III. What Can Only Be Rated Medium Confidence
1. Benchmark results are not the same thing as default product behavior
The repository really does contain benchmark scripts, and it really does contain raw / hybrid / rerank paths. The issue is that readers can easily misread "100% on a benchmark" as "the default product path is already 100%." That is not accurate.
A more rigorous reading is:
- raw retrieval is a real product capability
- hybrid / rerank is a stronger but more complex evaluation or experimental path
- the benchmark ceiling is not identical to the default product path
So the benchmark is not fake, but it is easy to overread.
2. Local-first is broadly credible, but absolute wording needs caution
One of MemPalace's core value claims is local-first. Based on the current repository, that direction is broadly credible: the main storage, retrieval, normalization, and chunking paths run locally and do not depend on SaaS APIs.
But if you state it as "finish installation, unplug immediately, and every scenario works with no caveats," that goes too far. Default embedding assets, optional benchmark rerank, and Wikipedia lookup-style boundaries still exist. The more accurate version is:
It is a local-first system, not an absolutely proven offline-for-every-cold-start scenario system.
IV. Overall Judgment
If the question is: "Is it a pure scam?"
My answer is: It does not look like one.
Pure scam projects usually have three traits:
- no real runnable code
- key capabilities exist only in videos or marketing language
- once you follow the call chain, the core logic turns out to be empty
MemPalace does not fit that pattern. It has real ingestion code, real local storage, real search, real MCP tooling, and some genuinely useful engineering ideas.
But if the question is: "Is anything clearly overstated?"
My answer is also: Yes, and in a systematic way.
The overstatement does not mainly take the form of fake code.
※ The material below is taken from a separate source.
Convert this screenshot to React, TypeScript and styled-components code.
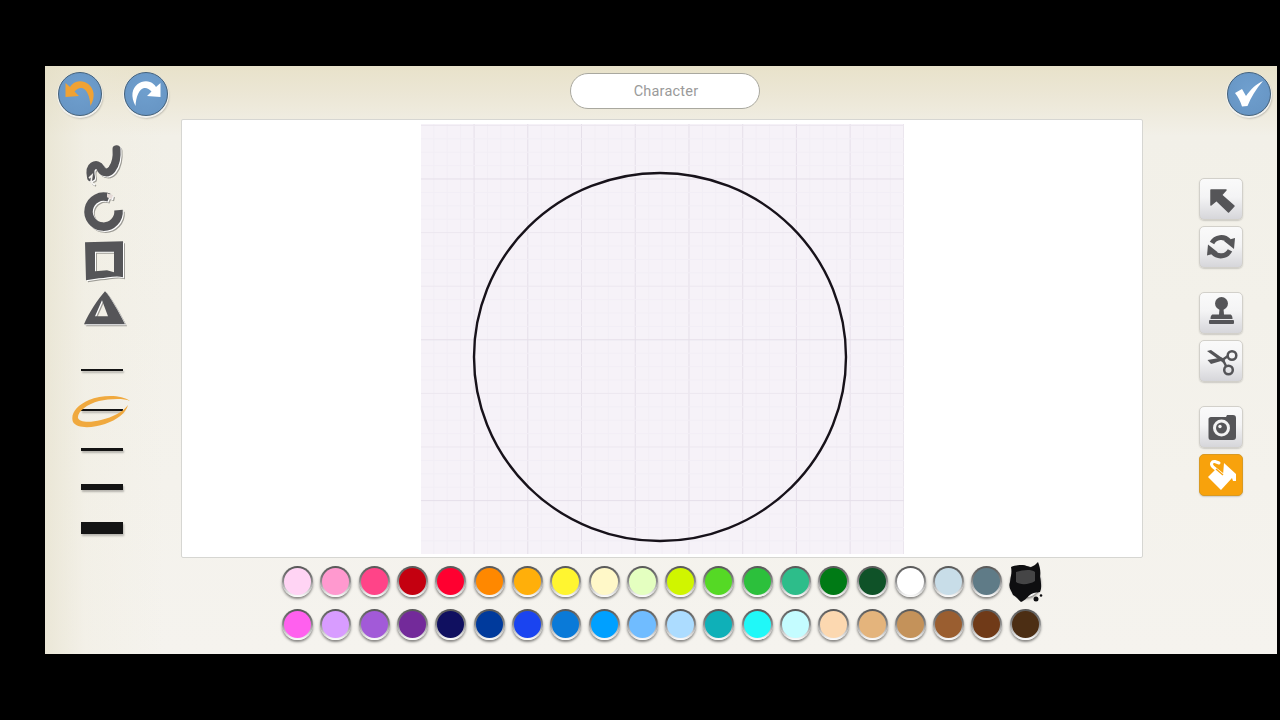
import React from 'react';
import styled, { createGlobalStyle } from 'styled-components';

const Global = createGlobalStyle`
  html, body { margin: 0; padding: 0; background: #000; }
  #root { width: 1280px; height: 720px; overflow: hidden; background: #000; }
`;

const Page = styled.div`
  width: 1280px;
  height: 720px;
  padding: 66px 3px 66px 45px;
  box-sizing: border-box;
  background: #000;
`;

const Board = styled.main`
  width: 1232px;
  height: 588px;
  display: grid;
  grid-template-columns: 136px 962px 134px;
  grid-template-rows: 53px 439px 96px;
  background:
    linear-gradient(90deg, rgba(228,223,200,.6) 0, rgba(238,234,218,.3) 40px, rgba(245,243,238,0) 120px),
    linear-gradient(180deg, #e8e2ca 0, #ece7d6 30px, #f2f0e8 70px, #f5f3ee 100%);
`;

const TopBar = styled.header`
  grid-column: 1 / 4;
  display: grid;
  grid-template-columns: 512px 190px 1fr;
  padding: 6px 6px 0 13px;
  align-items: start;
`;

const RoundGroup = styled.div`
  display: flex;
  gap: 22px;
`;

const RoundButton = styled.div`
  width: 44px;
  height: 44px;
  box-sizing: border-box;
  border-radius: 50%;
  background: radial-gradient(circle at 50% 40%, #6f9fce, #6593c2);
  border: 1.5px solid #41607c;
  box-shadow: 0 1px 0 1px #f2f2ef, 1px 2.5px 2px rgba(0,0,0,.25);
  display: flex;
  align-items: center;
  justify-content: center;
  flex: none;
  & svg { display: block; }
`;

const ConfirmSlot = styled.div`
  display: flex;
  justify-content: flex-end;
`;

const TitlePill = styled.div`
  height: 36px;
  margin-top: 1px;
  padding-left: 2px;
  box-sizing: border-box;
  border: 1px solid #a9a89f;
  border-radius: 18px;
  background: #fff;
  display: flex;
  align-items: center;
  justify-content: center;
  font: 400 14.5px Roboto, "Liberation Sans", sans-serif;
  letter-spacing: .2px;
  color: #9a9a9a;
`;

const LeftColumn = styled.nav`
  display: flex;
  flex-direction: column;
  padding: 20px 0 0 34px;
`;

const StrokeIcon = styled.svg`
  display: block;
  width: 50px;
  height: 48.3px;
  flex: none;
  filter: drop-shadow(1px 1.5px 0 #fff) drop-shadow(1px 1px .7px rgba(0,0,0,.35));
`;

const LineList = styled.div`
  display: flex;
  flex-direction: column;
  margin-top: 18.5px;
`;

const LineRow = styled.div`
  position: relative;
  height: 39.5px;
  padding-left: 2px;
  display: flex;
  align-items: center;
`;

const LineSample = styled.div<{ $h: number; $lift?: number }>`
  width: 42px;
  height: ${p => p.$h}px;
  margin-bottom: ${p => p.$lift ?? 0}px;
  background: #141414;
  box-shadow: 1px 2px 2px rgba(0,0,0,.25);
`;

const SelectedRing = styled.svg`
  position: absolute;
  left: -8px;
  top: 2.5px;
  width: 62px;
  height: 36px;
`;

const Canvas = styled.section`
  box-sizing: border-box;
  border: 1.5px solid #d6d6d2;
  border-radius: 2px;
  background: #fff;
  padding: 4px 0 3px 238.5px;
  & svg { display: block; }
`;

const RightColumn = styled.aside`
  display: flex;
  flex-direction: column;
  gap: 24px;
  padding: 59px 0 0 56px;
`;

const ToolGroup = styled.div`
  display: flex;
  flex-direction: column;
  gap: 6px;
`;

const ToolButton = styled.div<{ $active?: boolean }>`
  width: 44px;
  height: 42px;
  box-sizing: border-box;
  border-radius: 5px;
  border: 1.5px solid ${p => (p.$active ? '#d99a22' : '#d2d0ca')};
  background: ${p => (p.$active ? '#f8a20c' : 'linear-gradient(180deg, #fafafa 0, #f4f4f5 45%, #d6d6da 100%)')};
  box-shadow: 0 1px 1.5px rgba(0,0,0,.16);
  & svg { display: block; margin: -1.5px; }
`;

const Palette = styled.section`
  grid-column: 2;
  display: grid;
  grid-template-columns: repeat(20, 38.3px);
  grid-auto-rows: 43px;
  padding: 8px 0 0 97.5px;
`;

const SwatchCell = styled.div`
  position: relative;
  display: flex;
  align-items: center;
  justify-content: center;
  height: 31px;
`;

const SwatchRing = styled.div`
  width: 31px;
  height: 31px;
  box-sizing: border-box;
  padding: 2px;
  border-radius: 50%;
  background: linear-gradient(180deg, #565656 0, #848484 45%, #e0e0e0 85%, #fff 100%);
  box-shadow: 0 2px 2.5px rgba(0,0,0,.45);
`;

const SwatchFill = styled.div<{ $color: string }>`
  width: 100%;
  height: 100%;
  border-radius: 50%;
  background: ${p => p.$color};
`;

const InkBlob = styled.svg`
  position: absolute;
  left: 3px;
  top: -4px;
  width: 34px;
  height: 40px;
`;

const rowA = ['#ffd4f4', '#ff99cf', '#ff4488', '#c40010', '#ff0030', '#ff8800', '#ffaf0a', '#fff530', '#fff8c8', '#e4ffc0', '#d0f500', '#55d925', '#2cc03c', '#2dbd8a', '#007a15', '#0f5228', '#ffffff', '#c8dde8', '#5f7b87'];
const rowB = ['#ff60ee', '#d89cff', '#a25ad8', '#732a9a', '#101060', '#003a9c', '#1a44f0', '#0a7ad8', '#00a0ff', '#70bcff', '#acdcff', '#0fb0b8', '#20f8f8', '#c4fcff', '#fcd8b0', '#e4b47c', '#c4925a', '#9a5e30', '#703a18', '#4c2e14'];

const GRAY = '#555558';
const ARROW = 'M7.5 11 L7.5 25 L21 24 L16.5 19.5 C19 17 21 15.5 24 16 C29 17 32 25 32.5 34 C35 29 36 25 35.5 21 C34 12 25 7.5 18 10 C15.5 11 13.5 12.5 12 15 Z';

const UndoArrow = ({ color }: { color: string }) => (
  <svg width="44" height="44" viewBox="0 0 44 44" style={{ margin: -1.5 }}>
    <path d={ARROW} fill={color} />
  </svg>
);

const RedoArrow = () => (
  <svg width="44" height="44" viewBox="0 0 44 44" style={{ margin: -1.5 }}>
    <path transform="translate(44 0) scale(-1 1)" d={ARROW} fill="#fff" />
  </svg>
);

const Check = () => (
  <svg width="44" height="44" viewBox="0 0 44 44" style={{ margin: -1.5 }}>
    <path d="M8 21 L15 17 L19 24 C24 17 29 12 36 9 C29 17 24 25 20.5 34 L15 34.5 C13.5 29 11 25 8 21 Z" fill="#fff" />
  </svg>
);

const ToolIcons = {
  squiggle: (
    <StrokeIcon viewBox="0 0 50 48">
      <g transform="translate(0 2)">
        <path d="M37.5 8 C38 14 37.5 22 33 28 C29 33 24 32 21.5 27 C20 24 17 23 14 25 C11 27 11 31 12 36" fill="none" stroke={GRAY} strokeWidth="8" strokeLinecap="round" />
        <path d="M10 37 L13 34 L12 41 L15 43" fill="none" stroke="#f4f2ee" strokeWidth="1.6" />
      </g>
    </StrokeIcon>
  ),
  circle: (
    <StrokeIcon viewBox="0 0 50 48">
      <path d="M30 10.5 A15 15 0 1 0 39.5 23" fill="none" stroke={GRAY} strokeWidth="8.5" />
      <path d="M28 6 L34 8 L33 12 L28 10 Z" fill="#e6dcd8" />
    </StrokeIcon>
  ),
  square: (
    <StrokeIcon viewBox="0 0 50 48">
      <path d="M6 6 L44 5 L44 41 C36 39 28 42 20 42 L7 44 Z M16 15.5 L16 35 L28 34 L35 36 L35 15.5 Z" fill={GRAY} fillRule="evenodd" />
    </StrokeIcon>
  ),
  triangle: (
    <StrokeIcon viewBox="0 0 50 48">
      <path d="M26 7 C31 12 40 28 46 40 L5 40 C10 28 19 15 26 7 Z M23 16 L16 32 L29 32 Z" fill={GRAY} fillRule="evenodd" />
    </StrokeIcon>
  ),
};

const ArrowGlyph = () => (
  <svg width="44" height="42" viewBox="0 0 44 42">
    <path d="M12 12 L27 12 L22.5 17 L35 28 L29.5 34 L17.5 22.5 L12 27 Z" fill={GRAY} stroke={GRAY} strokeWidth="1.5" strokeLinejoin="round" />
  </svg>
);

const RefreshGlyph = () => (
  <svg width="44" height="42" viewBox="0 0 44 42">
    <path d="M13 17 A10.5 10.5 0 0 1 30 15" fill="none" stroke={GRAY} strokeWidth="5" />
    <path d="M25 15 L36 12 L35 23 Z" fill={GRAY} />
    <path d="M31 24.4 A10.5 10.5 0 0 1 14 26.4" fill="none" stroke={GRAY} strokeWidth="5" />
    <path d="M19 26.4 L8 29.4 L9 18.4 Z" fill={GRAY} />
  </svg>
);

const StampGlyph = () => (
  <svg width="44" height="42" viewBox="0 0 44 42" fill={GRAY}>
    <circle cx="22.5" cy="11.5" r="6.5" />
    <path d="M20.5 16 H24.5 L25 23 H20 Z" />
    <path d="M14 22.5 H31 C33 22.5 33.5 25 33.5 27 H11.5 C11.5 25 12 22.5 14 22.5 Z" />
    <rect x="10" y="28" width="25" height="4" rx="1" />
  </svg>
);

const ScissorsGlyph = () => (
  <svg width="44" height="42" viewBox="0 0 44 42">
    <path d="M8 11 L12 10 L26 20 L24.5 23 Z" fill={GRAY} />
    <path d="M8.5 20 L23 17.5 L25.5 20 L12 24 Z" fill={GRAY} />
    <path d="M24 19.5 L29 16 M24 20 L27 26" stroke={GRAY} strokeWidth="2.5" />
    <circle cx="33" cy="15.5" r="4.3" fill="none" stroke={GRAY} strokeWidth="2.5" />
    <circle cx="29.5" cy="30" r="4.3" fill="none" stroke={GRAY} strokeWidth="2.5" />
  </svg>
);

const CameraGlyph = () => (
  <svg width="44" height="42" viewBox="0 0 44 42">
    <path d="M12 11 H27 L28 9 H34 C36 9 37 10 37 12 V31 C37 33 36 34 34 34 H12 C10 34 9.5 33 9.5 31 V13 C9.5 12 10.5 11 12 11 Z" fill={GRAY} />
    <circle cx="22.5" cy="22" r="8.5" fill="#f2f2f2" />
    <circle cx="22.5" cy="22" r="5.5" fill={GRAY} />
    <circle cx="21" cy="20.5" r="1.7" fill="#f2f2f2" />
  </svg>
);

const BucketGlyph = () => (
  <svg width="44" height="42" viewBox="0 0 44 42">
    <path d="M9 23 L17 15 L24 21 L25 9 L37 20 L37 27 L34 27 L33 24 L22 36 Z" fill="#fff" />
    <path d="M24 21 L14 13 C11 10 13 7 16 7.5 L20 9" fill="none" stroke="#fff" strokeWidth="3" strokeLinecap="round" />
    <path d="M17 15 L24 21" stroke="#f8a20c" strokeWidth="1.4" />
  </svg>
);

const CanvasDrawing = () => {
  const xs = Array.from({ length: 36 }, (_, i) => 0.5 + 12.3 + i * 13.43);
  const ys = Array.from({ length: 32 }, (_, i) => 0.5 + 0.9 + i * 13.4);
  return (
    <svg width="483" height="430" viewBox="0 0 483 430">
      <rect width="483" height="430" fill="#f6f2f8" />
      {xs.map((x, i) => (
        <line key={`v${i}`} x1={x} x2={x} y1="0" y2="430" stroke={(i - 3) % 4 === 0 ? '#e5dfe9' : '#f2eef5'} strokeWidth="1" />
      ))}
      {ys.map((y, i) => (
        <line key={`h${i}`} x1="0" x2="483" y1={y} y2={y} stroke={(i - 4) % 12 === 0 ? '#e5dfe9' : (i - 4) % 4 === 0 ? '#ece7ef' : '#f2eef5'} strokeWidth="1" />
      ))}
      <ellipse cx="239" cy="233" rx="186" ry="184" fill="none" stroke="#17121a" strokeWidth="2.4" />
    </svg>
  );
};

const lines = [2, 2, 3, 6, 12];

export default function App() {
  return (
    <Page>
      <Global />
      <Board>
        <TopBar>
          <RoundGroup>
            <RoundButton><UndoArrow color="#f0a234" /></RoundButton>
            <RoundButton><RedoArrow /></RoundButton>
          </RoundGroup>
          <TitlePill>Character</TitlePill>
          <ConfirmSlot>
            <RoundButton><Check /></RoundButton>
          </ConfirmSlot>
        </TopBar>

        <LeftColumn>
          {ToolIcons.squiggle}
          {ToolIcons.circle}
          {ToolIcons.square}
          {ToolIcons.triangle}
          <LineList>
            {lines.map((h, i) => (
              <LineRow key={i}>
                <LineSample $h={h} $lift={i === 3 ? 3 : 0} />
                {i === 1 && (
                  <SelectedRing viewBox="0 0 62 36">
                    <path d="M59 8 C50 1 30 2 18 7 C6 12 -1 21 2 29 C6 36 22 35 34 31 C46 27 55 20 57 12 C52 19 42 24 30 27 C18 30 8 29 7 25 C6 19 16 11 28 8 C38 6 52 5 59 8 Z" fill="#f0a93e" />
                  </SelectedRing>
                )}
              </LineRow>
            ))}
          </LineList>
        </LeftColumn>

        <Canvas>
          <CanvasDrawing />
        </Canvas>

        <RightColumn>
          <ToolGroup>
            <ToolButton><ArrowGlyph /></ToolButton>
            <ToolButton><RefreshGlyph /></ToolButton>
          </ToolGroup>
          <ToolGroup>
            <ToolButton><StampGlyph /></ToolButton>
            <ToolButton><ScissorsGlyph /></ToolButton>
          </ToolGroup>
          <ToolGroup>
            <ToolButton><CameraGlyph /></ToolButton>
            <ToolButton $active><BucketGlyph /></ToolButton>
          </ToolGroup>
        </RightColumn>

        <Palette>
          {rowA.map(c => (
            <SwatchCell key={c}>
              <SwatchRing><SwatchFill $color={c} /></SwatchRing>
            </SwatchCell>
          ))}
          <SwatchCell>
            <SwatchRing><SwatchFill $color="#1a1a1c" /></SwatchRing>
            <InkBlob viewBox="0 0 34 40">
              <path d="M2 5 C6 3 10 3 14 3 C17 3 20 6 22 5 C25 4 27 2 29 0 C31 5 32 10 31 15 C32 20 33 26 31 30 C28 31 24 30 21 33 C18 35 17 38 12 40 C9 38 8 35 4 33 C2 28 -1 25 1 20 C2 14 3 10 2 5 Z" fill="#0e0e10" />
              <circle cx="27" cy="37" r="2.5" fill="#0e0e10" />
              <circle cx="32" cy="33.5" r="1.3" fill="#0e0e10" />
              <path d="M7 10 C14 8 22 7 26 10 L26 19 C20 23 11 23 7 20 Z" fill="#5c5c5e" opacity=".7" />
            </InkBlob>
          </SwatchCell>
          {rowB.map(c => (
            <SwatchCell key={c}>
              <SwatchRing><SwatchFill $color={c} /></SwatchRing>
            </SwatchCell>
          ))}
        </Palette>
      </Board>
    </Page>
  );
}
It mainly comes from blending together three different layers:
- the current default implementation
- benchmark / experimental paths
- README and design-vision narrative
Once those three layers are mixed, readers will overestimate project maturity.
So the fairest conclusion is neither "scam" nor "masterpiece," but:
A project with real engineering substance, but a persistent tendency for the narrative to outrun the implementation.
V. How to Read This Project
If you plan to keep reading this book or evaluating MemPalace, the safest order is:
- Trust the primary code path first:
normalize -> chunk -> store -> search -> MCP - Then read the benchmarks, separating raw, hybrid, and rerank
- Only then read the README / AAAK / Hall / Closet / agent narrative, defaulting to "direction" rather than "current state"
If you reverse that order, it is very easy to be pulled in by the worldview first and then keep discovering implementation gaps afterward.
The point of this appendix is not to "sentence the project." It is to give readers a steadier ruler: confirm what is already true, then discuss where it should go next.